Another blue world
This is part of a continuing series describing experiences of sex, self, identity and intimacy of many kinds at Burning Man 2009.
Previously filled with the moans of Julia and Mike, and the raw emotion of Lucille’s masturbation, suddenly was silent as if time had stopped. I gazed at Lucille through the mirror. We seemed to float facing one another; upright all the time, but unburdened by gravity.
I was not sure she could see me; a moment earlier, it seemed as if she could only see her reflection, though anyone could gaze into her private world. I looked through the glass toward her, and imagined she seeing herself. Every word she spoke to me, she was saying to herself. Yet her eye contact penetrated me.
Guide your desire toward liberation.
I considered that; the idea seemed wise and intuitive.
That is the idea, and she smiled so slightly. Her eye contact seemed to impart another aspect of that idea. Water filled up my senses: light water, moistening my concepts. She nodded slightly, and continued to fill me with this quality or substance, though sacrificing none of her own. Her presence expanded as mine softened. I relaxed and let go of some pain I didn’t know I was carrying.
You will miss your shame when you have left it behind, though not for long.
I turned one eye toward her. As my desire to understand flashed for a moment, she imparted another idea.
Retain enough body memory, and emotional memory, to resonate with others. In particular, the attachment aspect of shame; the desire to have it. This is a pleasure bond. Remember the pleasure, and the deep familiarity. Being without it is disorienting.
Remember the pleasure of shame. So that I don’t forget. What an interesting notion; yet one that would unravel so much, about why I returned so many times to a place where I attacked myself, where I committed psychic suicide by refusing to admit my own existence, much less witness my beauty. I perceived it, with whatever fragility, assisted by her own unwavering perception of herself. I thought: she witnesses herself and I am free to be myself.
Her face melted into the deep serenity of her pleasure. Somehow she seemed to quickly reach the emotional edge before deep orgasm, and step off the edge, yet somehow not fall.
It’s like we’ll go through the crack at the edge of the horizon.
We disappeared from where we had been and seemed to be no-where; and no-where was a blue space. The mirror was still between us, but now it felt like transparent glass in both directions.

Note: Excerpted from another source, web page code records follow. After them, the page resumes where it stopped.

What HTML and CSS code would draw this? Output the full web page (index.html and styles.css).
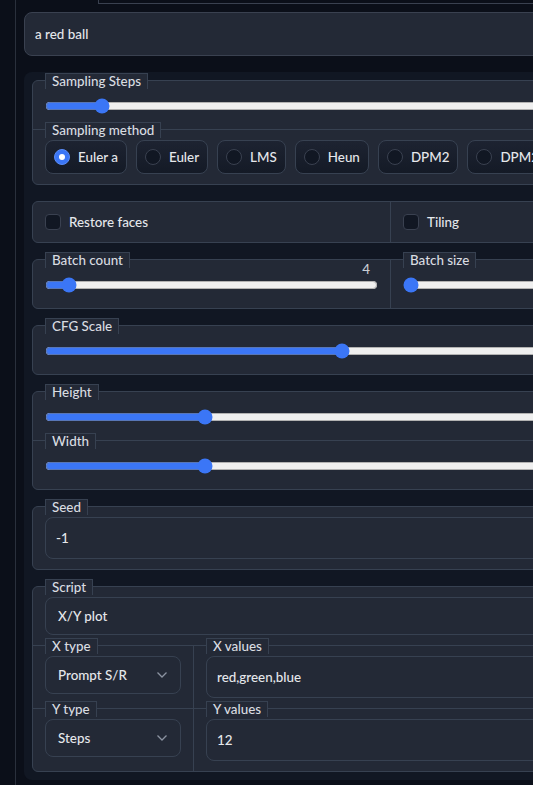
FILE: index.html
```html
<!DOCTYPE html>
<html lang="en">
<head>
<meta charset="utf-8">
<title>txt2img</title>
<link rel="stylesheet" href="styles.css">
</head>
<body>
<div class="frame">
  <div class="topstub"></div>
  <div class="prompt">a red ball</div>
  <div class="panel">
    <div class="form">
      <div class="block">
        <div class="blabel">Sampling Steps</div>
        <input class="range" type="range" min="0" max="682" value="49">
      </div>
      <div class="block">
        <div class="blabel">Sampling method</div>
        <div class="radios">
          <label class="radio selected"><span class="dot"></span>Euler a</label>
          <label class="radio"><span class="dot"></span>Euler</label>
          <label class="radio"><span class="dot"></span>LMS</label>
          <label class="radio"><span class="dot"></span>Heun</label>
          <label class="radio"><span class="dot"></span>DPM2</label>
          <label class="radio"><span class="dot"></span>DPM2 a</label>
          <label class="radio"><span class="dot"></span>DPM fast</label>
        </div>
      </div>
    </div>

    <div class="form cols">
      <label class="block check"><span class="box"></span>Restore faces</label>
      <label class="block check"><span class="box"></span>Tiling</label>
    </div>

    <div class="form cols">
      <div class="block">
        <div class="head"><div class="blabel">Batch count</div><span class="num">4</span></div>
        <input class="range" type="range" min="0" max="316" value="16">
      </div>
      <div class="block">
        <div class="head"><div class="blabel">Batch size</div><span class="num">1</span></div>
        <input class="range" type="range" min="0" max="325" value="0">
      </div>
    </div>

    <div class="form">
      <div class="block">
        <div class="blabel">CFG Scale</div>
        <input class="range" type="range" min="0" max="682" value="289">
      </div>
    </div>

    <div class="form">
      <div class="block">
        <div class="blabel">Height</div>
        <input class="range" type="range" min="0" max="682" value="152">
      </div>
      <div class="block">
        <div class="blabel">Width</div>
        <input class="range" type="range" min="0" max="682" value="152">
      </div>
    </div>

    <div class="form">
      <div class="block">
        <div class="blabel">Seed</div>
        <div class="textbox">-1</div>
      </div>
    </div>

    <div class="form">
      <div class="block">
        <div class="blabel">Script</div>
        <div class="select">X/Y plot</div>
      </div>
      <div class="row2">
        <div class="block">
          <div class="blabel">X type</div>
          <div class="select">Prompt S/R
            <svg class="chev" width="10" height="6" viewBox="0 0 10 6"><polyline points="0.5,0.5 5,5 9.5,0.5" fill="none" stroke="#8b93a1" stroke-width="1.3"/></svg>
          </div>
        </div>
        <div class="block">
          <div class="blabel">X values</div>
          <div class="textbox">red,green,blue</div>
        </div>
      </div>
      <div class="row2">
        <div class="block">
          <div class="blabel">Y type</div>
          <div class="select">Steps
            <svg class="chev" width="10" height="6" viewBox="0 0 10 6"><polyline points="0.5,0.5 5,5 9.5,0.5" fill="none" stroke="#8b93a1" stroke-width="1.3"/></svg>
          </div>
        </div>
        <div class="block">
          <div class="blabel">Y values</div>
          <div class="textbox">12</div>
        </div>
      </div>
    </div>
  </div>
</div>
</body>
</html>
```

FILE: styles.css
```css
html, body {
  margin: 0;
  padding: 0;
  background: #0b0f19;
  overflow: hidden;
  width: 533px;
  height: 785px;
}

body {
  font-family: Lato, "Liberation Sans", sans-serif;
  font-size: 13.4px;
  font-weight: 500;
  color: #e5e7eb;
}

.frame {
  margin-left: 15px;
  width: 741px;
  border-left: 1px solid #2a303c;
  padding-left: 8px;
  min-height: 785px;
}

.topstub {
  margin-left: 74px;
  height: 3px;
  border-left: 1px solid #3a4150;
  border-bottom: 1px solid #3a4150;
}

.prompt {
  margin-top: 8px;
  height: 42px;
  border: 1px solid #3a4150;
  border-radius: 8px;
  background: #232936;
  padding-left: 10px;
  display: flex;
  align-items: center;
  line-height: 16px;
}

.panel {
  margin-top: 16px;
  width: 724px;
  background: #111723;
  border-radius: 8px;
  padding: 8px;
  display: flex;
  flex-direction: column;
  gap: 16px;
}

.form {
  border: 1px solid #374151;
  border-radius: 6px;
  background: #232936;
  display: flex;
  flex-direction: column;
}

.form.cols {
  display: grid;
  grid-template-columns: 357px 1fr;
}

.block {
  padding: 0 12px;
  display: flex;
  flex-direction: column;
  align-items: stretch;
  min-width: 0;
}

.form > .block + .block {
  border-top: 1px solid #374151;
}

.form.cols > .block + .block {
  border-top: 0;
  border-left: 1px solid #374151;
}

.blabel {
  align-self: flex-start;
  margin-top: -8px;
  border: 1px solid #374151;
  border-bottom: 0;
  background: #232936;
  padding: 0 6px;
  line-height: 15px;
  height: 15px;
  color: #d9dce1;
  white-space: nowrap;
}

.head {
  display: flex;
  justify-content: space-between;
  align-items: flex-start;
  height: 16px;
  margin-top: -8px;
}

.head .blabel {
  margin-top: 0;
}

.num {
  margin-top: 9px;
  padding-right: 8px;
  line-height: 16px;
  color: #c9cdd4;
}

.range {
  display: block;
  margin: 9px 0 15px 0;
  padding: 0;
  height: 16px;
  width: 100%;
  accent-color: #3b76f6;
}

.radios {
  margin: 2px 0 10px 0;
  display: flex;
  gap: 9px;
  white-space: nowrap;
}

.radio {
  flex: none;
  height: 32px;
  border: 1px solid #374151;
  border-radius: 8px;
  background: linear-gradient(to bottom, #1d2331, #141a26);
  padding: 0 8px;
  display: flex;
  align-items: center;
  gap: 8px;
}

.dot {
  width: 14px;
  height: 14px;
  border-radius: 50%;
  border: 1px solid #3a4150;
  background: #111723;
  box-sizing: content-box;
}

.radio.selected .dot {
  background: #3b76f6;
  border-color: #5a8cf7;
  position: relative;
}

.radio.selected .dot::after {
  content: "";
  position: absolute;
  left: 4px;
  top: 4px;
  width: 6px;
  height: 6px;
  border-radius: 50%;
  background: #ffffff;
}

.check {
  flex-direction: row;
  align-items: center;
  gap: 8px;
  height: 40px;
}

.box {
  width: 14px;
  height: 14px;
  border: 1px solid #3a4150;
  border-radius: 4px;
  background: #111723;
  flex: none;
}

.textbox {
  margin: 2px 0 10px 0;
  height: 40px;
  border: 1px solid #374151;
  border-radius: 8px;
  padding: 0 10px;
  display: flex;
  align-items: center;
  white-space: nowrap;
}

.select {
  margin: 2px 0 10px 0;
  height: 36px;
  border: 1px solid #374151;
  border-radius: 8px;
  padding: 0 13px 0 12px;
  display: flex;
  align-items: center;
  justify-content: space-between;
  white-space: nowrap;
}

.chev {
  display: block;
}

.row2 {
  display: grid;
  grid-template-columns: 160px 1fr;
  border-top: 1px solid #374151;
}

.row2 > .block + .block {
  border-left: 1px solid #374151;
}
```
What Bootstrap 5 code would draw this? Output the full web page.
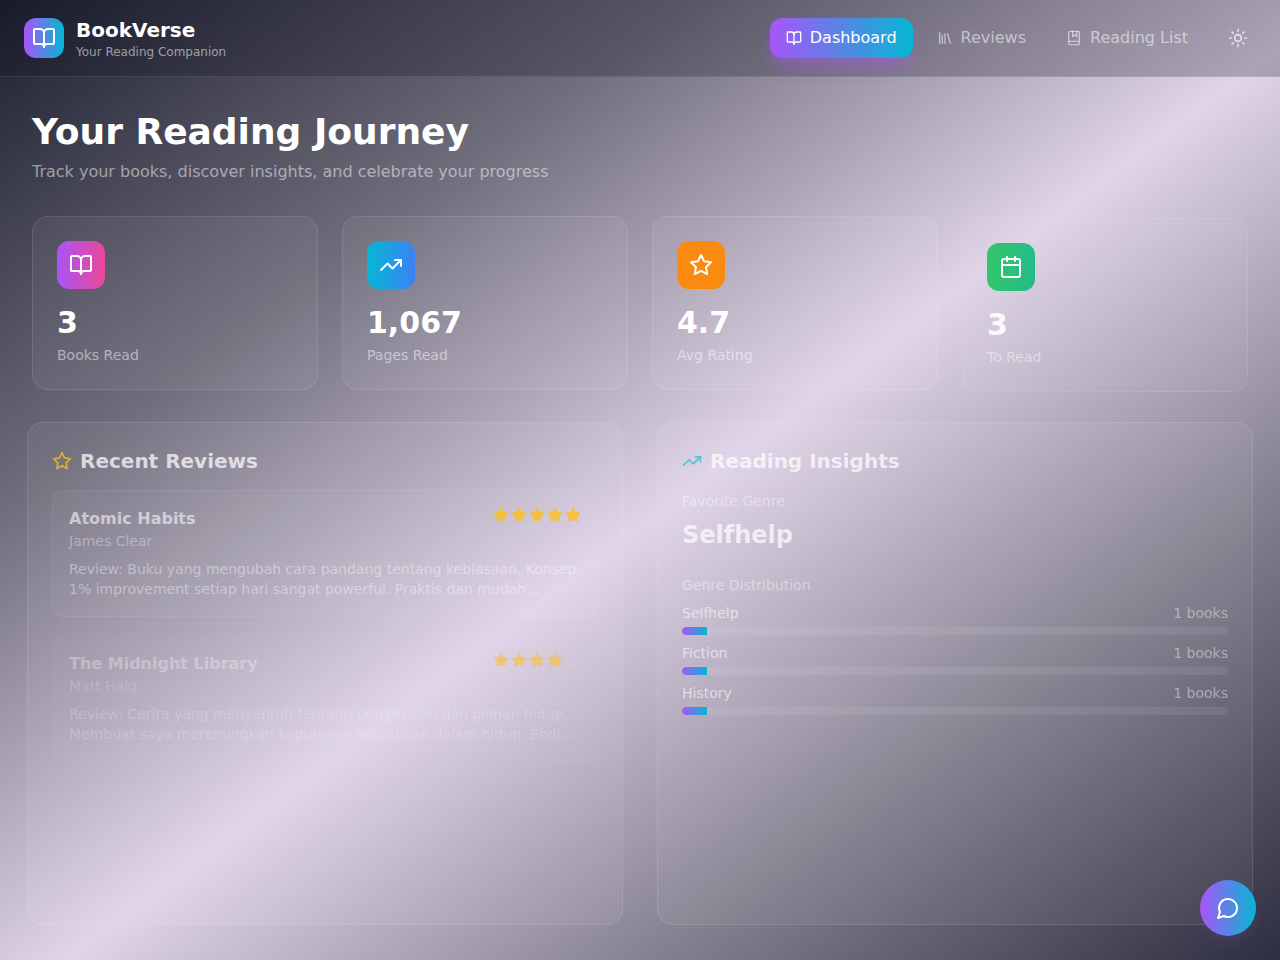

Yet somehow I could see myself, and I knew that she could see me. Then I shifted my attention and she could not see me. Then I listened to her, even though she had not said anything. Even though when she spoke, her lips did not move. The sound seemed to come directly from her throat and reach my third eye.
Consciousness is like this glass. It exists between any two people, even when they are touching. A layer which can be transparent or reflective in any combination. At times it is both clear and reflective at the same time. Others all you are aware of is yourself, even in the presence of another. You have the choice in every moment to take any posture. Your experience of existence changes when you are aware what posture you are holding. When you are aware of what you show or conceal. When you are aware if you are looking at yourself or the other. When you are aware of what they see. That is why it is called consciousness.